Smart business management solutions will drive profitability and growth as Industry 4.0 gains momentum. Already, intelligence-driven warehouse operations are becoming an increasingly vital factor of competitive differentiation. Here are some fundamental components that will define inventory management in the foreseeable future:
- Internet of Things: Forbes estimates that the adoption of IoT in the retail sector will reach 71% by 2021. The network of interconnected smart devices will change the way businesses track their stockpiles. For example, more and more brick and mortar retail stores will be using a combination of "intelligent" shelves and tagged products to track sales in real time. Manufacturers are also increasingly leveraging a combination of AI-driven demand projections and IoT-tracked inventory information to optimize lead times. Technologies like QR codes and RFID will most likely remain essential to the automatic identification and monitoring of IoT items in warehouses and factories.
- AI Bots: With a fully-fledged IoT network in place, a manufacturing inventory management system can track supply levels of crucial components, such as bearings or ball screws, more accurately.

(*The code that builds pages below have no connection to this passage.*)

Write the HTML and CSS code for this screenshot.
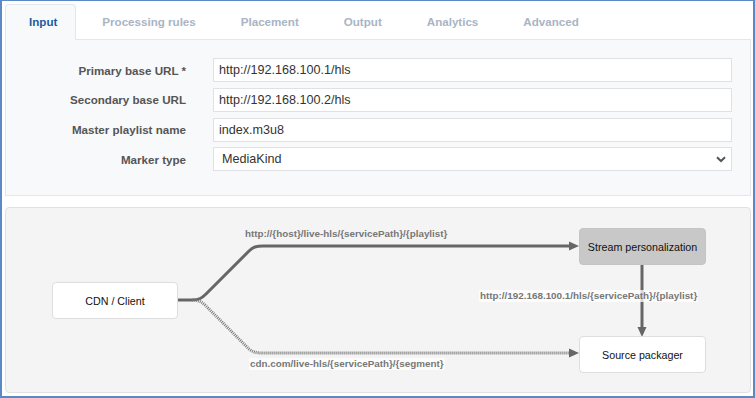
FILE: index.html
```html
<!DOCTYPE html>
<html>
<head>
<meta charset="utf-8">
<link rel="stylesheet" href="styles.css">
</head>
<body>
<div class="window">
  <div class="tabs">
    <div class="tab active">Input</div>
    <div class="tab">Processing rules</div>
    <div class="tab">Placement</div>
    <div class="tab">Output</div>
    <div class="tab">Analytics</div>
    <div class="tab">Advanced</div>
  </div>
  <div class="panel">
    <div class="form">
      <label class="label">Primary base URL *</label>
      <div class="input">http://192.168.100.1/hls</div>
      <label class="label">Secondary base URL</label>
      <div class="input">http://192.168.100.2/hls</div>
      <label class="label">Master playlist name</label>
      <div class="input">index.m3u8</div>
      <label class="label">Marker type</label>
      <div class="input select"><span>MediaKind</span>
        <svg class="chevron" width="10" height="7" viewBox="0 0 10 7"><path d="M1 1.2 L5 5 L9 1.2" fill="none" stroke="#555" stroke-width="2"/></svg>
      </div>
    </div>
  </div>
  <div class="diagram">
    <svg class="edges" width="743" height="184" viewBox="0 0 743 184">
      <path d="M172 92 L186 92 C193 92 196 90 200 86 L243 43 C247 39 250 38 257 38 L565 38" fill="none" stroke="#666" stroke-width="3"/>
      <polygon points="563,33.5 573,38 563,42.5" fill="#666"/>
      <path d="M186 92 C193 92 196 94 200 98 L243 141 C247 144 250 145 257 145 L565 145" fill="none" stroke="#777" stroke-width="3" stroke-dasharray="1 1"/>
      <polygon points="563,140.5 573,145 563,149.5" fill="#666"/>
      <path d="M636 56 L636 121" fill="none" stroke="#666" stroke-width="3"/>
      <polygon points="631.5,119 636,129 640.5,119" fill="#666"/>
    </svg>
    <div class="edge-label l-top">http://{host}/live-hls/{servicePath}/{playlist}</div>
    <div class="edge-label l-bottom">cdn.com/live-hls/{servicePath}/{segment}</div>
    <div class="edge-label l-mid">http://192.168.100.1/hls/{servicePath}/{playlist}</div>
    <div class="node n-cdn">CDN / Client</div>
    <div class="node n-stream">Stream personalization</div>
    <div class="node n-source">Source packager</div>
  </div>
</div>
</body>
</html>
```
FILE: styles.css
```css
* { box-sizing: border-box; }
html, body { margin: 0; padding: 0; background: #fff; }
body { font-family: "Liberation Sans", Arial, sans-serif; }

.window {
  width: 755px;
  height: 398px;
  border-style: solid;
  border-color: #5b89c6;
  border-width: 1px 2px 2px 2px;
  padding: 3px 2px 0 3px;
  background: #fff;
  display: flex;
  flex-direction: column;
}

.tabs {
  display: flex;
  height: 36px;
  margin-bottom: -1px;
  position: relative;
  z-index: 1;
}
.tab {
  padding: 0 21.5px;
  border: 1px solid transparent;
  border-bottom: none;
  border-radius: 4px 4px 0 0;
  font-size: 11.6px;
  font-weight: bold;
  color: #a9b4c4;
  line-height: 34px;
}
.tab.active {
  background: #f8f9fb;
  border-color: #e3e6ea;
  color: #1b5c9c;
  padding-left: 23px;
  padding-right: 18px;
  margin-right: 3.5px;
  height: 36px;
}

.panel {
  background: #f8f9fb;
  border: 1px solid #e3e6ea;
  height: 157px;
  padding: 18px 18px 0 0;
}
.form {
  display: grid;
  grid-template-columns: 180px 1fr;
  column-gap: 27px;
  row-gap: 5.8px;
  align-items: center;
}
.label {
  text-align: right;
  font-size: 11.6px;
  font-weight: bold;
  color: #555;
}
.input {
  height: 24px;
  background: #fff;
  border: 1px solid #dfe1e4;
  font-size: 12.6px;
  color: #333;
  padding-left: 5px;
  line-height: 22px;
}
.select {
  display: flex;
  justify-content: space-between;
  align-items: center;
  padding-left: 8px;
  padding-right: 5px;
}
.chevron { display: block; }

.diagram {
  margin-top: 11px;
  height: 186px;
  background: #f4f4f4;
  border: 1px solid #e1e1e1;
  border-radius: 4px;
  position: relative;
}
.edges { position: absolute; left: 0; top: 0; }

.edge-label {
  position: absolute;
  font-size: 9.85px;
  font-weight: bold;
  color: #777;
  line-height: 12px;
  background: rgba(255,255,255,0.75);
  padding: 0 1px;
  white-space: nowrap;
}
.l-top { left: 238px; top: 20px; background: transparent; }
.l-bottom { left: 243px; top: 150px; }
.l-mid { left: 473px; top: 82px; }

.node {
  position: absolute;
  width: 127px;
  height: 37px;
  border: 1px solid #dedede;
  border-radius: 4px;
  background: #fff;
  font-size: 10.7px;
  color: #111;
  display: flex;
  align-items: center;
  justify-content: center;
}
.n-cdn { left: 46px; top: 74px; width: 126px; }
.n-stream { left: 573px; top: 20px; background: #c8c8c8; border-color: #c4c4c4; }
.n-source { left: 573px; top: 128px; }
```
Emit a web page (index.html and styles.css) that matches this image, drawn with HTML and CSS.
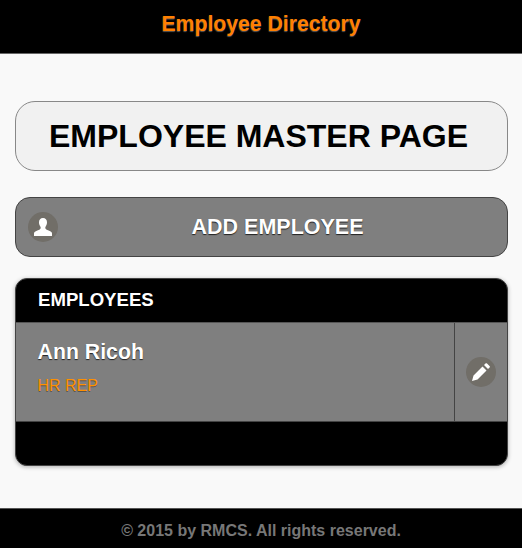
FILE: index.html
```html
<!DOCTYPE html>
<html lang="en">
<head>
    <meta charset="UTF-8">
    <meta name="viewport" content="width=device-width, initial-scale=1.0">
    <title>Employee Directory</title>
    <link rel="stylesheet" href="styles.css">
</head>
<body>
    <header class="top-bar">
        <h1>Employee Directory</h1>
    </header>
    <main class="content">
        <h2 class="page-title">EMPLOYEE MASTER PAGE</h2>
        <a class="add-button" href="#">
            <span class="icon-disc">
                <svg viewBox="0 0 18 18" width="18" height="18"><path fill="#fff" d="M9 0C6.500 0 5 1.700 5 4.300c0 1.700.5 3.100 1.300 4.100.5.700.5 1.700.1 2.400C5.800 11.900 4 12.400 1.800 13.200.6 13.700 0 14.500 0 15.500V18h18v-2.500c0-1-.6-1.800-1.800-2.300-2.200-.8-4-1.300-4.600-2.400-.4-.7-.4-1.700.1-2.400.8-1 1.300-2.400 1.300-4.100C13 1.700 11.500 0 9 0z"/></svg>
            </span>
            <span class="add-label">ADD EMPLOYEE</span>
        </a>
        <section class="employee-list">
            <div class="list-header">EMPLOYEES</div>
            <div class="list-row">
                <a class="row-main" href="#">
                    <span class="emp-name">Ann Ricoh</span>
                    <span class="emp-role">HR REP</span>
                </a>
                <a class="row-edit" href="#">
                    <span class="icon-disc">
                        <svg viewBox="0 0 18 18" width="18" height="18"><path fill="#fff" d="M10.500 3.500l4 4-9 9L0 18l1.500-5.500zM12 2L13.500.5c.5-.5 1-.5 1.500 0l2.500 2.500c.6.600.6 1.100.1 1.600L16 6z"/></svg>
                    </span>
                </a>
            </div>
            <div class="list-footer"></div>
        </section>
    </main>
    <footer class="bottom-bar">© 2015 by RMCS. All rights reserved.</footer>
</body>
</html>
```

FILE: styles.css
```css
body {
    font-family: "Liberation Sans", Arial, sans-serif;
    background-color: #f9f9f9;
    margin: 0;
    min-height: 548px;
    display: flex;
    flex-direction: column;
}
a {
    text-decoration: none;
    color: inherit;
}
.top-bar {
    background-color: #000;
    border-bottom: 1px solid #666;
    height: 53px;
    display: flex;
    align-items: center;
    justify-content: center;
}
.top-bar h1 {
    margin: 0;
    font-size: 21.2px;
    font-weight: bold;
    color: #ff8000;
    text-shadow: 0 1px 1px #555;
    position: relative;
    top: -3px;
}
.content {
    flex: 1;
    padding: 47px 14px 0 15px;
}
.page-title {
    margin: 0 0 26px;
    height: 68px;
    box-sizing: content-box;
    border: 1px solid #888;
    border-radius: 20px;
    background-color: #f1f1f1;
    color: #000;
    font-size: 32px;
    font-weight: bold;
    line-height: 68px;
    padding-left: 33px;
}
.add-button {
    display: flex;
    align-items: center;
    height: 58px;
    border: 1px solid #444;
    border-radius: 15px;
    background-color: #7f7f7f;
    padding-left: 12px;
    margin-bottom: 21px;
}
.icon-disc {
    width: 30px;
    height: 30px;
    border-radius: 50%;
    background-color: #716e68;
    display: flex;
    align-items: center;
    justify-content: center;
    flex: none;
}
.add-label {
    flex: 1;
    text-align: center;
    color: #fff;
    font-size: 21.5px;
    font-weight: bold;
    text-shadow: 0 1px 1px #222;
    padding-right: 10px;
}
.employee-list {
    background-color: #000;
    border: 1px solid #444;
    border-radius: 12px;
    box-shadow: 0 1px 4px rgba(0, 0, 0, 0.3);
    overflow: hidden;
}
.list-header {
    height: 43px;
    line-height: 41px;
    padding-left: 22px;
    color: #fff;
    font-size: 18.6px;
    font-weight: bold;
}
.list-row {
    display: flex;
    height: 98px;
    background-color: #7f7f7f;
    border-top: 1px solid #555;
    border-bottom: 1px solid #444;
}
.row-main {
    flex: 1;
    padding: 17px 0 0 21.500px;
    display: flex;
    flex-direction: column;
}
.emp-name {
    color: #fff;
    font-size: 21.300px;
    font-weight: bold;
    text-shadow: 0 1px 1px #222;
    line-height: 24px;
}
.emp-role {
    color: #ff9000;
    font-size: 16px;
    line-height: 18px;
    margin-top: 13px;
    text-shadow: 0 1px 0 #555;
}
.row-edit {
    width: 52px;
    border-left: 1px solid #444;
    display: flex;
    align-items: center;
    justify-content: center;
}
.list-footer {
    height: 43px;
}
.bottom-bar {
    background-color: #000;
    border-top: 1px solid #555;
    height: 39px;
    line-height: 44px;
    text-align: center;
    color: #777;
    font-size: 16px;
    font-weight: bold;
}
```
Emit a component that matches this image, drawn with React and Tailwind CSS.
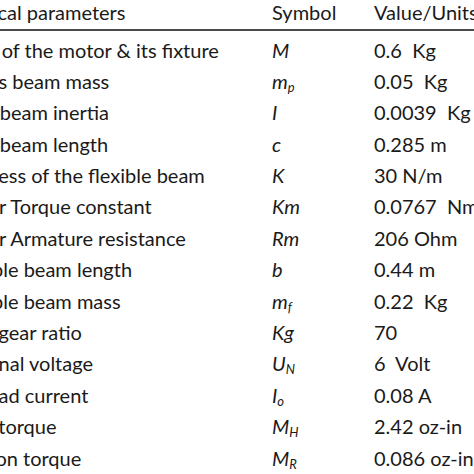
import React from "react";

const Sub = ({ children }) => (
  <span className="text-[13px] align-[-3px] leading-none">{children}</span>
);

const rows = [
  { p: "Mass of the motor & its fixture", s: <>M</>, v: "0.6\u00a0 Kg" },
  { p: "Rigid's beam mass", s: <>m<Sub>p</Sub></>, v: "0.05\u00a0 Kg" },
  { p: "Rigid beam inertia", s: <>I</>, v: "0.0039\u00a0 Kg m\u00b2" },
  { p: "Rigid beam length", s: <>c</>, v: "0.285 m" },
  { p: "Stiffness of the flexible beam", s: <>K</>, v: "30 N/m" },
  { p: "Motor Torque constant", s: <>Km</>, v: "0.0767\u00a0 Nm/A" },
  { p: "Motor Armature resistance", s: <>Rm</>, v: "206 Ohm" },
  { p: "Flexible beam length", s: <>b</>, v: "0.44 m" },
  { p: "Flexible beam mass", s: <>m<Sub>f</Sub></>, v: "0.22\u00a0 Kg" },
  { p: "Total gear ratio", s: <>Kg</>, v: "70" },
  { p: "Nominal voltage", s: <>U<Sub>N</Sub></>, v: "6\u00a0 Volt" },
  { p: "No load current", s: <>I<Sub>o</Sub></>, v: "0.08 A" },
  { p: "Peak torque", s: <>M<Sub>H</Sub></>, v: "2.42 oz-in" },
  { p: "Friction torque", s: <>M<Sub>R</Sub></>, v: "0.086 oz-in" },
];

export default function App() {
  return (
    <div
      className="w-[474px] h-[474px] overflow-hidden bg-white text-[#1a1a1a] text-[20px]"
      style={{ fontFamily: "Lato, 'Open Sans', sans-serif" }}
    >
      <div className="ml-[-49px] w-[600px] flex flex-col">
        <div className="grid grid-cols-[321px_102px_1fr] h-[29px] items-start leading-[24px] whitespace-nowrap">
          <div>Physical parameters</div>
          <div>Symbol</div>
          <div>Value/Units</div>
        </div>
        <div className="h-[1.5px] bg-[#4a4a4a]" />
        <div className="pt-[4px] flex flex-col">
          {rows.map((r, i) => (
            <div
              key={i}
              className="grid grid-cols-[321px_102px_1fr] h-[31.4px] leading-[31.4px] whitespace-nowrap"
            >
              <div>{r.p}</div>
              <div className="italic">{r.s}</div>
              <div>{r.v}</div>
            </div>
          ))}
        </div>
      </div>
    </div>
  );
}
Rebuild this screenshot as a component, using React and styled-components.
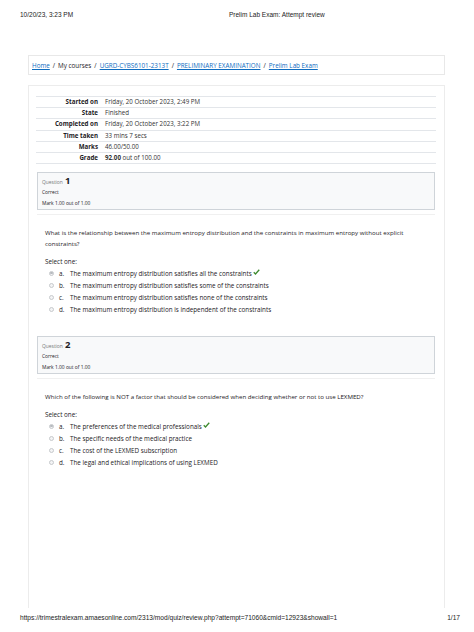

Since AI bots can plow through tons of such IoT data much faster than humans, they can be instrumental in predicting and highlighting potential supply shortfalls by comparing the information they collect with an organization's procurement records, current inventory levels, and sales history.
- Embedded Intelligence: Integrating IoT, machine learning, and blockchain will help create smart inventory management systems necessary to automate and accelerate large-scale workflows in areas such as manufacturing.
Inventory management has come a long way, from the manual tallying of stockpiles to modern, smart, and highly integrated cloud-based solutions. The ability to collect and analyze vast amounts of data with the help of AI, track inventories in real time, and leverage IoT and the cloud to streamline the supply chain will substantially influence the ability of enterprises to grow profits and compete in the Industry 4.0 era.